While Reddit has not yet published an official post-mortem, the nature of the outage gives strong clues about what went wrong. The incident was marked by “elevated errors”—a technical term used when Reddit’s servers begin failing unusually high numbers of requests. This typically points to a backend service malfunction rather than a user-side issue.
Outages of this type usually occur when one of Reddit’s core internal systems becomes unstable. Based on industry patterns and Reddit’s infrastructure, the most likely causes include:
- A bad or incomplete deployment that introduced errors into the feed, voting, or listing services.
- Database or cache overload causing requests to time out, especially during high traffic periods.

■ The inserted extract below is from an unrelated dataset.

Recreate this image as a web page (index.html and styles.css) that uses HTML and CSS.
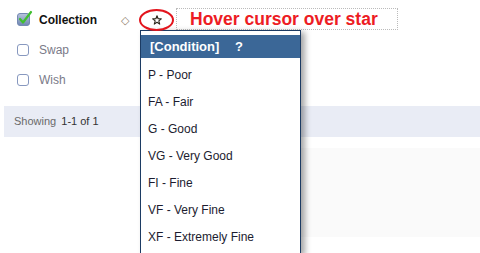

- API service degradation—if the APIs that power posts, comments, or subreddit data fail, the entire site appears broken.
- Infrastructure imbalance where one cluster or data centre becomes overloaded and fails to route requests properly.
- Internal rate-limit or capacity issues triggered by a sudden surge in user activity.
The timing of the updates on Reddit’s status page suggests that engineers quickly identified the malfunction and pushed a fix, which stabilized the affected services. Once the backend services recovered and error rates dropped, Reddit moved the incident to “Monitoring” and finally updated the dashboard to “All Systems Operational.”
In short, Reddit went down due to a temporary server-side failure inside its infrastructure, likely related to a backend service deployment or a database/API performance issue. These outages usually resolve quickly once engineers roll back the change or restart affected systems—and that appears to be what happened here.